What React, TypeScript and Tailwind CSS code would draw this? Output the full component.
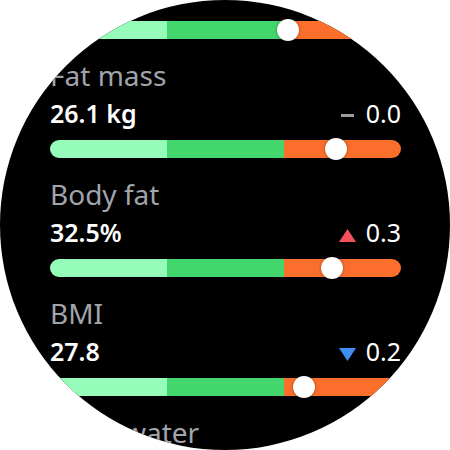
import React from "react";

type Trend = "up" | "down" | "flat";

interface Item {
  label: string;
  value: string;
  delta: string;
  trend: Trend;
  thumb: number; // thumb center x within bar (px)
}

const items: Item[] = [
  { label: "Weight", value: "79.6 kg", delta: "0.4", trend: "up", thumb: 238 },
  { label: "Fat mass", value: "26.1 kg", delta: "0.0", trend: "flat", thumb: 286 },
  { label: "Body fat", value: "32.5%", delta: "0.3", trend: "up", thumb: 282 },
  { label: "BMI", value: "27.8", delta: "0.2", trend: "down", thumb: 254 },
  { label: "Body water", value: "38.4 L", delta: "0.1", trend: "down", thumb: 200 },
];

function TrendMark({ trend }: { trend: Trend }) {
  if (trend === "flat") {
    return <div className="w-[13px] h-[3px] bg-[#9c9c9c] translate-y-[2px] mr-[2px]" />;
  }
  if (trend === "up") {
    return (
      <svg width="17" height="13" viewBox="0 0 17 13" className="translate-y-[3px]">
        <polygon points="8.5,0 17,13 0,13" fill="#f4525b" />
      </svg>
    );
  }
  return (
    <svg width="17" height="13" viewBox="0 0 17 13" className="translate-y-[3px]">
      <polygon points="0,0 17,0 8.5,13" fill="#3e8ff2" />
    </svg>
  );
}

function Row({ item }: { item: Item }) {
  return (
    <div className="pt-[20px]">
      <div className="h-[32px] leading-[32px] text-[28px] text-[#a0a4ab] whitespace-nowrap">
        {item.label}
      </div>
      <div className="mt-[6px] h-[32px] flex items-center justify-between">
        <div className="leading-[32px] text-[25px] font-semibold text-white whitespace-nowrap">
          {item.value}
        </div>
        <div className="flex items-center gap-[10px]">
          <TrendMark trend={item.trend} />
          <div className="leading-[32px] text-[25px] text-white">{item.delta}</div>
        </div>
      </div>
      <div className="relative mt-[11px] h-[18px] flex">
        <div className="flex-1 bg-[#95fdb9] rounded-l-full" />
        <div className="flex-1 bg-[#43d66d]" />
        <div className="flex-1 bg-[#fc6e2b] rounded-r-full" />
        <div
          className="absolute top-[-2px] w-[22px] h-[22px] rounded-full bg-white shadow-[0_0_3px_rgba(0,0,0,0.45)]"
          style={{ left: item.thumb - 11 }}
        />
      </div>
    </div>
  );
}

export default function App() {
  return (
    <div
      className="w-[450px] h-[450px] bg-white"
      style={{ fontFamily: '"Noto Sans", "Open Sans", sans-serif' }}
    >
      <div className="w-[450px] h-[450px] rounded-full overflow-hidden bg-black">
        <div className="pl-[50px] pr-[49px] -mt-[80px]">
          {items.map((it) => (
            <Row key={it.label} item={it} />
          ))}
        </div>
      </div>
    </div>
  );
}
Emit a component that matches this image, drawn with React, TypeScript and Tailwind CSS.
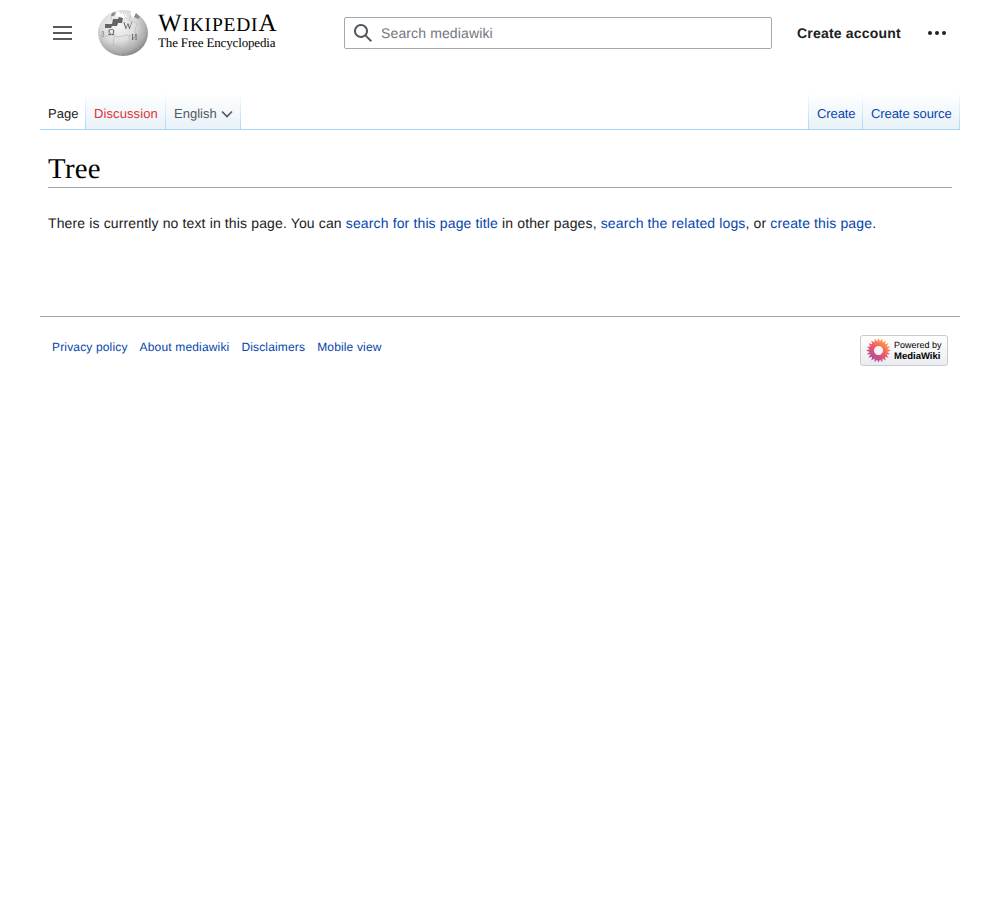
const sans = "font-['Liberation_Sans',Arial,sans-serif]";

function Globe() {
  return (
    <svg width="50" height="46" viewBox="0 0 50 46" className="block blur-[0.4px]">
      <defs>
        <radialGradient id="globe" cx="0.4" cy="0.34" r="0.7">
          <stop offset="0" stopColor="#f8f8f8" />
          <stop offset="0.5" stopColor="#dcdcdc" />
          <stop offset="0.82" stopColor="#aaaaaa" />
          <stop offset="1" stopColor="#808080" />
        </radialGradient>
      </defs>
      <ellipse cx="25" cy="23" rx="25" ry="23" fill="url(#globe)" />
      <path d="M19 0l4 4 3-2 3 5-5 2-3-3-3 1zM33 1l5 2-2 5-4-3z" fill="#fff" />
      <path d="M25 2c2 3 1 5 4 7M33 4l-2 6 7 3M14 4l-1 6M3 28l9-3 8 2 9-2 8 3 11-3M16 27l-1 8 7 3 1 8M31 26l1 8-7 4M39 13l-2 7 1 8M9 37l6-2M35 35l6 4" fill="none" stroke="#b4b4b4" strokeWidth="0.6" />
      <path d="M7 14h7l1-5h5l1-2 4 1-1 5h-4l-1 3H14l-1 2H7z" fill="#666" />
      <path d="M38 3l4 4-2 2-4-2zM14 3l4-1-2 4-3 0z" fill="#8a8a8a" />
      <text x="10" y="25" fontSize="9" fontFamily="'Liberation Serif',serif" fill="#444">Ω</text>
      <text x="25" y="19" fontSize="10" fontFamily="'Liberation Serif',serif" fill="#555">W</text>
      <text x="33" y="30" fontSize="9" fontFamily="'Liberation Serif',serif" fill="#666">И</text>
      <text x="3" y="25" fontSize="7" fontFamily="'Liberation Serif',serif" fill="#777">ვ</text>
    </svg>
  );
}

function Flower() {
  const spikes = Array.from({ length: 20 }, (_, i) => (i * 360) / 20);
  return (
    <svg width="25" height="25" viewBox="0 0 25 25" className="block blur-[0.3px]">
      <defs>
        <linearGradient id="mw" x1="0.85" y1="0.05" x2="0.2" y2="0.95">
          <stop offset="0" stopColor="#ffb03a" />
          <stop offset="0.5" stopColor="#f2566a" />
          <stop offset="1" stopColor="#9c4aa6" />
        </linearGradient>
      </defs>
      <path
        fillRule="evenodd"
        fill="url(#mw)"
        d={
          spikes
            .map((a) => {
              const r = (d: number) => (d * Math.PI) / 180;
              const p = (rad: number, d: number) =>
                `${(12.5 + rad * Math.sin(r(d))).toFixed(2)} ${(12.5 - rad * Math.cos(r(d))).toFixed(2)}`;
              return `M${p(9, a - 9)}L${p(12.3, a)}L${p(9, a + 9)}Z`;
            })
            .join("") + "M12.5 3.5a9 9 0 1 0 .01 0ZM12.5 8a4.5 4.5 0 1 1-.01 0Z"
        }
      />
    </svg>
  );
}

function Tab({ children, className }: { children: React.ReactNode; className: string }) {
  return (
    <div className={`flex h-[36px] items-center border-r border-solid [border-image:linear-gradient(to_bottom,#fff_0,#a7d7f9_100%)_1] bg-gradient-to-b from-white to-[#e8f2f8] pt-[7px] text-[13px] ${className}`}>
      {children}
    </div>
  );
}

export default function App() {
  return (
    <div className={`${sans} [text-rendering:geometricPrecision] min-h-[900px] bg-white px-10 text-[#202122] text-sm`}>
      <header className="flex h-[65px] items-start">
        <button className="mt-[26px] ml-[13px] flex h-[14px] w-[19px] flex-col justify-between">
          <span className="block h-[2px] w-full bg-[#54595d]" />
          <span className="block h-[2px] w-full bg-[#54595d]" />
          <span className="block h-[2px] w-full bg-[#54595d]" />
        </button>
        <div className="ml-[26px] mt-[10px] flex">
          <Globe />
          <div className="ml-[10px] w-[120px] font-['Liberation_Serif',serif] text-black">
            <div className="mt-[1px] h-[26px] text-[25px] leading-[26px] tracking-[0.8px]">
              W<span className="text-[19.5px]">IKIPEDI</span>A
            </div>
            <div className="-mt-[1px] text-[13px] leading-[14px] tracking-[-0.15px]">The Free Encyclopedia</div>
          </div>
        </div>
        <div className="ml-[66px] mt-[17px] flex h-[32px] w-[428px] items-center rounded-[2px] border border-[#a2a9b1] bg-white">
          <svg width="20" height="20" viewBox="0 0 20 20" className="ml-[8px] shrink-0" fill="#54595d">
            <path d="M12.2 13.6a7 7 0 1 1 1.4-1.4l5.4 5.4-1.4 1.4zM3 8a5 5 0 1 0 10 0A5 5 0 0 0 3 8" />
          </svg>
          <span className="ml-2 text-sm tracking-[0.13px] text-[#72777d]">Search mediawiki</span>
        </div>
        <div className="ml-[25px] mt-[25px] text-sm leading-4 font-bold tracking-[0.2px]">Create account</div>
        <div className="ml-[27.5px] mt-[31px] flex gap-[3px]">
          <span className="h-[4px] w-[4px] rounded-full bg-[#202122]" />
          <span className="h-[4px] w-[4px] rounded-full bg-[#202122]" />
          <span className="h-[4px] w-[4px] rounded-full bg-[#202122]" />
        </div>
      </header>

      <nav className="mt-[28px] flex h-[37px] justify-between border-b border-[#a7d7f9]">
        <div className="flex">
          <div className="flex h-[36px] w-[46px] items-center border-r border-solid [border-image:linear-gradient(to_bottom,#fff_0,#a7d7f9_100%)_1] pl-2 pt-[7px] text-[13px] text-[#202122]">Page</div>
          <Tab className="w-[80px] pl-2 tracking-[0.1px] text-[#dd3333]">Discussion</Tab>
          <Tab className="w-[75px] pl-2 text-[#54595d]">
            English
            <svg width="12" height="12" viewBox="0 0 12 12" className="ml-[4px] -mt-[1px]" fill="none" stroke="#54595d" strokeWidth="1.7">
              <path d="M1 3.5l5 5 5-5" />
            </svg>
          </Tab>
        </div>
        <div className="flex">
          <Tab className="w-[55px] border-l pl-2 tracking-[-0.1px] text-[#0645ad] [border-left-width:1px]">Create</Tab>
          <Tab className="w-[97px] pl-2 tracking-[-0.08px] text-[#0645ad]">Create source</Tab>
        </div>
      </nav>

      <main className="px-2">
        <h1 className="mt-[22px] border-b border-[#a2a9b1] font-['Liberation_Serif',serif] text-[28.8px] leading-[35px] tracking-[0.3px] text-black">Tree</h1>
        <p className="mt-[24px] text-sm leading-[22px] tracking-[0.137px]">
          There is currently no text in this page. You can <a className="text-[#0645ad]">search for this page title</a> in other pages,{" "}
          <a className="text-[#0645ad]">search the related logs</a>, or <a className="text-[#0645ad]">create this page</a>.
        </p>
      </main>

      <footer className="mt-[82px] flex justify-between border-t border-[#a2a9b1] px-3 pt-[18px]">
        <div className="mt-[4px] flex gap-3 text-xs leading-[16px] tracking-[0.16px] text-[#0645ad]">
          <a>Privacy policy</a>
          <a>About mediawiki</a>
          <a>Disclaimers</a>
          <a>Mobile view</a>
        </div>
        <div className="flex h-[31px] w-[88px] items-center rounded-[3px] border border-[#c8ccd1] bg-gradient-to-b from-white to-[#eaecf0] pl-[5px]">
          <Flower />
          <div className="ml-[3px] text-[9px] leading-[11px] text-black">
            <div>Powered by</div>
            <div className="text-[9.5px] font-semibold">MediaWiki</div>
          </div>
        </div>
      </footer>
    </div>
  );
}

■ ■ ■ ■ ■

> Exercise brief
Check all the records above and select each line where the string "React" is found.

> Expected answer
What React, TypeScript and Tailwind CSS code would draw this? Output the full component.
import React from "react";
Emit a component that matches this image, drawn with React, TypeScript and Tailwind CSS.
function Tab({ children, className }: { children: React.ReactNode; className: string }) {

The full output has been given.